The effective federal funds rate was 0.37 percent Nov. 17, and has averaged 0.29 percent since the Federal Open Market Committee cut the rate to 1 percent on Oct. 29.

The sustained gap means the futures market for the federal funds rate is less predictive of the next policy move. Traders must now bet on how much the Fed will miss its target and where policy makers intend the rate to be in the future.

Forecasting a `Miss'

``It is now a two-factor world if you trade fed funds,'' said Brian Sack, vice president at Macroeconomic Advisers LLC in Washington and a former staff member of the Fed's Monetary Affairs Division. ``You not only have to get the target right, but you have to figure out the expected miss.''

Fed credit, a measure of how much money the central bank has injected into the economy, has expanded $1.3 trillion over the past year. The central bank has opened four facilities to spread cash around the banking system or provide corporations with backstop financing.
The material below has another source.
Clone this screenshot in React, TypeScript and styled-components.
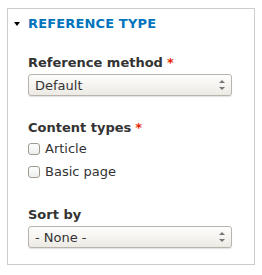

Typically, when central banks launch explicit quantitative easing strategies they abandon the interest-rate target and start purchasing assets to pump up the supply of money. There can be two effects on the economy.

Banks can decide to earn more than the 1 percent they earn at the Fed and start lending aggressively. That hasn't happened yet. Measures of bank reserves are growing faster than measures of money. Second, the Fed could target some asset that has a broad impact on the economy, such as Treasuries or bonds backed by mortgages.

Fed officials have already taken a half-step in that direction by purchasing the commercial paper of U.S. corporations at predefined rates. The central bank's Commercial Paper Funding Facility held $256.1 billion as of Nov. 12.

``They are not seriously targeting the funds rate anymore,'' said Stephen Stanley, chief economist at RBS Greenwich Capital Markets Inc. in Greenwich, Connecticut. ``I would say that is exactly the right call. You want to provide maximum liquidity'' in times of economic stress, he said.